My goal is to get into a place by Tuesday where I don't need to do any more work before putting seed down


----------



## lawn_error (6 mo ago)

Dethatched and first pass at aeration done! Will get a few more passes in before the end of the day


----------



## macattack (Nov 2, 2020)

Some hard looking work going on there. Making me look bad. I am struggling to renovate the 300 sq ft hellstrip in front of the house. I'll gladly pay the landscape company to aerate, no means of picking it up, and they do it for only $65. Some day when i have a trailer. That ground looks really wet. Is it pulling clean cores? Good luck.


----------



## lawn_error (6 mo ago)

@macattack yup, pulling clean cores. I irrigated a little before aerating (maybe .2 to .4 in) but there are underground springs in the area that contribute to soil moisture. There are a lot of ruts and dips in the lawn that I want to smooth out, and when I saw the approach @Pete1313 took with aeration during his Reno, I wanted to try something similar (albeit at 1/3 or 1/4 the scale). I'm planning to dump sand all around (like @wardconnor minus the ATV) then mix with the plugs as I go over all of it with the leveling rake.

With 300 sqft you might be able to tackle that with a manual aerator in a half day. Plus you'll be able to do it how you want it done rather than what's most efficient for the landscaper's bottom line


----------



## lawn_error (6 mo ago)

Sand!


----------



## lawn_error (6 mo ago)

Apologies for slow updates here, I had to travel for work and was very busy. The sand was a lot of work to do by hand two weekends ago, but I got some help to finish smoothing and incorporating. There were torrential downpours here last week so some of the sand ended up washing out to low areas. Happy I didn't seed last weekend and the good news is that I got my seed down yesterday.









Have a pretty good weather day today with light steady rain - a little lucky on that for sure!



I'll post pictures of the backyard itself later!


----------



## lawn_error (6 mo ago)

Yesterday:
Used the verticutting attachment on my electric dethatcher to cut a little into the top layer of dirt (maybe 1/8 on average), trying to run perpendicular to any slope.

put down ~50lbs of my KBG seed mix using the 50lb lesco spreader.

50lbs of the starter fertilizer

Applied the straw blankets to the steepest slopes.

Put down 400lbs of seed starter pellets (green hydromulch) by hand (they didn't fit through the spreader)

Today I put down wildflower seed in the area you can see to the right of the putting green, sectioned off by the white flags.
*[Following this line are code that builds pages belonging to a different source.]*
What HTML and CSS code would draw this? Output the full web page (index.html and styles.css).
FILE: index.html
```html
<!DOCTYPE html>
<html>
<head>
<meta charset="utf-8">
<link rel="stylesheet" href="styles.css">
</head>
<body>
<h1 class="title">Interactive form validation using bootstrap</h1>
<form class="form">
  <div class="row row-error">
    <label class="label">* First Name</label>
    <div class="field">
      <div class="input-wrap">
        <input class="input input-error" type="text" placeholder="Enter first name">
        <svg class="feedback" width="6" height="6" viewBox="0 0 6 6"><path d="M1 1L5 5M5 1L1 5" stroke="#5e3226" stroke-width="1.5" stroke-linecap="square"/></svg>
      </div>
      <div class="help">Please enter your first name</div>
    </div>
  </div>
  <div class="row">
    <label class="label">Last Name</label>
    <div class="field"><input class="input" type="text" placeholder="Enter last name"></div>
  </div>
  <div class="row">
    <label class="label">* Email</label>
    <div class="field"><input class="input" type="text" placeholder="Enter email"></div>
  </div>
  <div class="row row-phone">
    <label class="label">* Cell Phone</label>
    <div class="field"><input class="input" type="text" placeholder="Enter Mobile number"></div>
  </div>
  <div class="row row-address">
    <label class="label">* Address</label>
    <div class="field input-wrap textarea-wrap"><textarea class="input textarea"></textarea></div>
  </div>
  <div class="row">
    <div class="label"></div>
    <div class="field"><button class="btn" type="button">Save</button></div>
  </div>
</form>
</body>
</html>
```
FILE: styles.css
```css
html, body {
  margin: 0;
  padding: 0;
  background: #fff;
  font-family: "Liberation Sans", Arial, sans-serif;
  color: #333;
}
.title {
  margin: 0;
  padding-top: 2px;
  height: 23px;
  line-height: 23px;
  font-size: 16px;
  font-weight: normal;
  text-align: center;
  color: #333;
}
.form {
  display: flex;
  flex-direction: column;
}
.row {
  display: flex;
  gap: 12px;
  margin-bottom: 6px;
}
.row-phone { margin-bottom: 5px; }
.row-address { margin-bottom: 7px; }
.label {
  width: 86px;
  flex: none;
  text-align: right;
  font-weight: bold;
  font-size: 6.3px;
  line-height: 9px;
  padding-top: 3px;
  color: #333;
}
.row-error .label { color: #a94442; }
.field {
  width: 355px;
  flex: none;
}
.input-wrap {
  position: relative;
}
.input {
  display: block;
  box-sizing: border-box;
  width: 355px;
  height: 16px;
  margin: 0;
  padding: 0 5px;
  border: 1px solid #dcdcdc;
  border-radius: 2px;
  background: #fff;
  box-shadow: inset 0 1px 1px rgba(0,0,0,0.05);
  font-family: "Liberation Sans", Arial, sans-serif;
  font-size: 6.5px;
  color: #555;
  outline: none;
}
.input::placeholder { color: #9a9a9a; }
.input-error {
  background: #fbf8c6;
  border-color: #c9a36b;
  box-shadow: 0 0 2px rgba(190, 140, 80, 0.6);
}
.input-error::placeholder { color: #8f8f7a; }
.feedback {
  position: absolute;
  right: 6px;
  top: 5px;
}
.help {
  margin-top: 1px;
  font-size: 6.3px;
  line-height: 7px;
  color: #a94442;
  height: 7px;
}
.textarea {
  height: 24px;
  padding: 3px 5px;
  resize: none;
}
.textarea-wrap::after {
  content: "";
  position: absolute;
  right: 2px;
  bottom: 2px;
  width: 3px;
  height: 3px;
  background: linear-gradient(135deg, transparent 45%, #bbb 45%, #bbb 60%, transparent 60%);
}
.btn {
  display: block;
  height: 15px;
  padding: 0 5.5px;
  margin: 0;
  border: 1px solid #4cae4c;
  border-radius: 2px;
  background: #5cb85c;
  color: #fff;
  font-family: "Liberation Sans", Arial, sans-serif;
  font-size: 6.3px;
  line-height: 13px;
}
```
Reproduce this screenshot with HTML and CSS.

It's the lowest point in the fenced in backyard and usually pretty wet. I put the thatch from the old lawn down there and layered on sand and topsoil before putting the seed on.

A lot of water today but the rain has stayed light to moderate. The pellets are doing a good job of soaking it up.


----------



## lawn_error (6 mo ago)

Rain just went to heavy after a solid 1/2 to 3/4 had fallen throughout the day.

Little rivers forming


----------



## lawn_error (6 mo ago)

Raked and broadcasted ~15lbs more seed earlier last week. Also broadcasted ~20lbs 24-0-5 slow release fertilizer and ~30lbs eagle fungicide.
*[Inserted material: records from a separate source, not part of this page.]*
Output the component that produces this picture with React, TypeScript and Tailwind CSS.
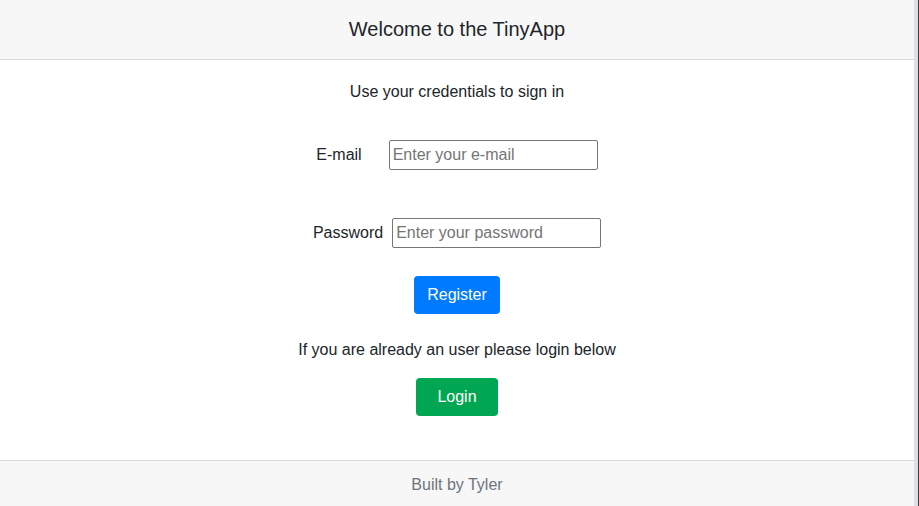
export default function App() {
  return (
    <div className="flex h-[506px] w-[919px] bg-[#3c3c3c] font-['Liberation_Sans',Arial,sans-serif] text-[#212529]">
      <div className="flex w-[914px] flex-col bg-white">
        <header className="flex h-[60px] items-center justify-center border-b border-[#d9d9d9] bg-[#f7f7f7] pb-[2px]">
          <h1 className="text-[20px] leading-[24px]">Welcome to the TinyApp</h1>
        </header>

        <main className="flex flex-1 flex-col items-center pt-[20px]">
          <p className="text-[16px] leading-[24px]">Use your credentials to sign in</p>

          <form className="mt-[36px] flex flex-col items-center">
            <div className="flex items-center">
              <label className="text-[16px] leading-[24px]">E-mail</label>
              <input
                type="email"
                placeholder="Enter your e-mail"
                className="ml-[27px] h-[30px] w-[209px] rounded-[2px] border border-[#767676] px-[3px] text-[16px] placeholder:text-[#757575]"
              />
            </div>

            <div className="mt-[48px] flex items-center">
              <label className="text-[16px] leading-[24px]">Password</label>
              <input
                type="password"
                placeholder="Enter your password"
                className="ml-[9px] h-[30px] w-[209px] rounded-[2px] border border-[#767676] px-[3px] text-[16px] placeholder:text-[#757575]"
              />
            </div>

            <button
              type="button"
              className="mt-[28px] h-[38px] w-[86px] rounded-[4px] bg-[#007bff] text-[16px] text-white"
            >
              Register
            </button>
          </form>

          <p className="mt-[24px] text-[16px] leading-[24px]">
            If you are already an user please login below
          </p>

          <button
            type="button"
            className="mt-[16px] h-[38px] w-[82px] rounded-[4px] bg-[#00a651] text-[16px] text-white"
          >
            Login
          </button>
        </main>

        <footer className="flex h-[46px] items-center justify-center border-t border-[#d9d9d9] bg-[#f7f7f7] pt-[2px] text-[16px] text-[#6c757d]">
          Built by Tyler
        </footer>
      </div>
      <div className="w-[4px] bg-[#dcdfe3]" />
    </div>
  );
}
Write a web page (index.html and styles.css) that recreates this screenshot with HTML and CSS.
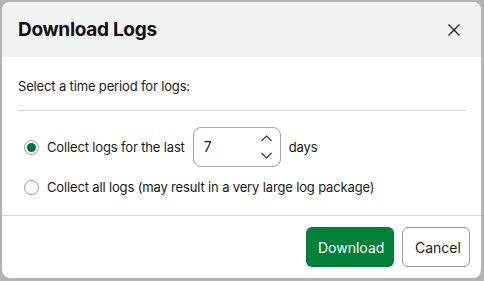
FILE: index.html
```html
<!DOCTYPE html>
<html lang="en">
  <head>
    <meta charset="UTF-8" />
    <meta name="viewport" content="width=device-width, initial-scale=1.0" />
    <title>Download Logs</title>
    <link rel="stylesheet" href="styles.css">
  </head>
  <body>
    <div class="dialog">
      <div class="dialog-header">
        <h1>Download Logs</h1>
        <button class="close" aria-label="Close">
          <svg width="12" height="12" viewBox="0 0 12 12">
            <path d="M0.5 0.5 L11.5 11.5 M11.5 0.5 L0.5 11.5" stroke="#1a1a1a" stroke-width="1.3" fill="none" />
          </svg>
        </button>
      </div>
      <div class="dialog-body">
        <p class="intro">Select a time period for logs:</p>
        <div class="option option-days">
          <span class="radio checked"></span>
          <span>Collect logs for the last</span>
          <div class="number-field">
            <span class="value">7</span>
            <div class="spin">
              <svg width="11" height="7" viewBox="0 0 11 7"><path d="M0.5 6 L5.5 1 L10.5 6" stroke="#333" stroke-width="1.1" fill="none" /></svg>
              <svg width="11" height="7" viewBox="0 0 11 7"><path d="M0.5 1 L5.5 6 L10.5 1" stroke="#333" stroke-width="1.1" fill="none" /></svg>
            </div>
          </div>
          <span>days</span>
        </div>
        <div class="option">
          <span class="radio"></span>
          <span>Collect all logs (may result in a very large log package)</span>
        </div>
      </div>
      <div class="dialog-footer">
        <button class="btn btn-primary">Download</button>
        <button class="btn btn-secondary">Cancel</button>
      </div>
    </div>
  </body>
</html>
```

FILE: styles.css
```css
body {
  margin: 0;
  padding: 2px 3px 3px 2px;
  height: 281px;
  box-sizing: border-box;
  background: #b3b3b3;
  font-family: Inter, "Liberation Sans", sans-serif;
  color: #1a1a1a;
}
.dialog {
  height: 100%;
  background: #fff;
  border-radius: 8px;
  overflow: hidden;
  display: flex;
  flex-direction: column;
}
.dialog-header {
  height: 55px;
  background: #f1f3f3;
  display: flex;
  align-items: center;
  justify-content: space-between;
  padding: 0 21px 0 16px;
}
.dialog-header h1 {
  margin: 0;
  font-size: 19px;
  font-weight: 700;
  letter-spacing: -0.3px;
  color: #111;
}
.close {
  background: none;
  border: none;
  padding: 0;
  display: flex;
}
.dialog-body {
  padding: 19px 15px 18px 16px;
  font-size: 13px;
  letter-spacing: -0.15px;
  border-bottom: 1px solid #d4d4d4;
}
.intro {
  margin: 0;
  line-height: 20px;
  padding-bottom: 14px;
  border-bottom: 1px solid #d4d4d4;
}
.option {
  display: flex;
  align-items: center;
  gap: 8px;
  line-height: 20px;
  padding-left: 6px;
}
.option-days {
  margin: 16px 0 10px;
}
.radio {
  width: 13px;
  height: 13px;
  border: 1px solid #9a9a9a;
  border-radius: 50%;
  position: relative;
  flex-shrink: 0;
}
.radio.checked::after {
  content: "";
  position: absolute;
  left: 2px;
  top: 2px;
  width: 9px;
  height: 9px;
  border-radius: 50%;
  background: #00733a;
}
.number-field {
  width: 88px;
  height: 40px;
  box-sizing: border-box;
  border: 1px solid #a6a6a6;
  border-radius: 8px;
  display: flex;
  align-items: center;
  justify-content: space-between;
  padding: 0 8px 0 10px;
  font-size: 14px;
}
.spin {
  display: flex;
  flex-direction: column;
  gap: 10px;
}
.spin svg {
  display: block;
}
.dialog-footer {
  flex: 1;
  display: flex;
  justify-content: flex-end;
  align-items: flex-start;
  gap: 8px;
  padding: 11px 11px 0 0;
}
.btn {
  height: 40px;
  border-radius: 6px;
  font-family: inherit;
  font-size: 14px;
  font-weight: 400;
  padding: 0 12px;
}
.btn-primary {
  width: 88px;
  background: #008038;
  color: #fff;
  border: none;
}
.btn-secondary {
  width: 68px;
  background: #fff;
  color: #1a1a1a;
  border: 1px solid #9a9a9a;
}
```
Reset irrigation and got it tuned in this weekend. Very good weather this past week with no downpours and avg temps in the 70s.

Seeing a lot of germination this morning! Some sprouts are white but im assuming this is from areas I may have gone heavier with the tenacity. They look to be growing fine regardless.


----------



## lawn_error (6 mo ago)

Lawn is coming in very well in some places, others are suffering from washout pretty bad. It doesn’t help that parts are permanently soggy (due to springs/underground water). I’m pretty busy with work so not much time to tweak things but the plan is to do more nitrogen then try to get in a cut or two with a fiskars reel before winter.

treating front lawn with N too and trying to kill clover with three way (not pictured)


----------



## lawn_error (6 mo ago)

Overdue Update - Fall has definitely arrived!

I'm really happy with the upper half of the lawn, which is coming in really well. The biggest issue areas are in front of the putting green and the top of the little hill above it. Once the ground gets saturated during a rain, the water is channeled through those spots so complete washouts have been occurring there with any heavy rain. I think I am going to try and transplant plugs from other areas into that area in the hope that it can fill in better (than just re-seeding) in the spring. Area in concern is maybe 700sqft. In the upper half I'm wondering if I have some nitrogen burn from the spray applications - I probably overlapped and I did leave it on the leaf ~4hrs before irrigating. Pictures in the post below.

10/8
Sprayed 5lbs Urea (0.29lb N/M)​Sprayed Clearys 3336 (Thiophanate-methyl) fungicide on the lower half @ 4oz / M​10/15
Removed straw blankets​First cut @ 1.5" with Fiskars reel​Sprayed 5 lbs urea (0.29lb N/M)​(plan) 10/22
Second cut​another spoon feeding of N​TBD - transplant plugs into washout area​
Irrigation: No supplemental water on the bottom zone (putting green & below), no water anywhere day of or day after rain. Running 15m twice a day otherwise on the upper zones, but may drop all irrigation as we move into November.


----------



## lawn_error (6 mo ago)

Is this burn?









Upper Area 1 









Upper area 2









Lower area 1 (some wash at top of hill)









Lower area 2 (most washout)









Fall is here!


----------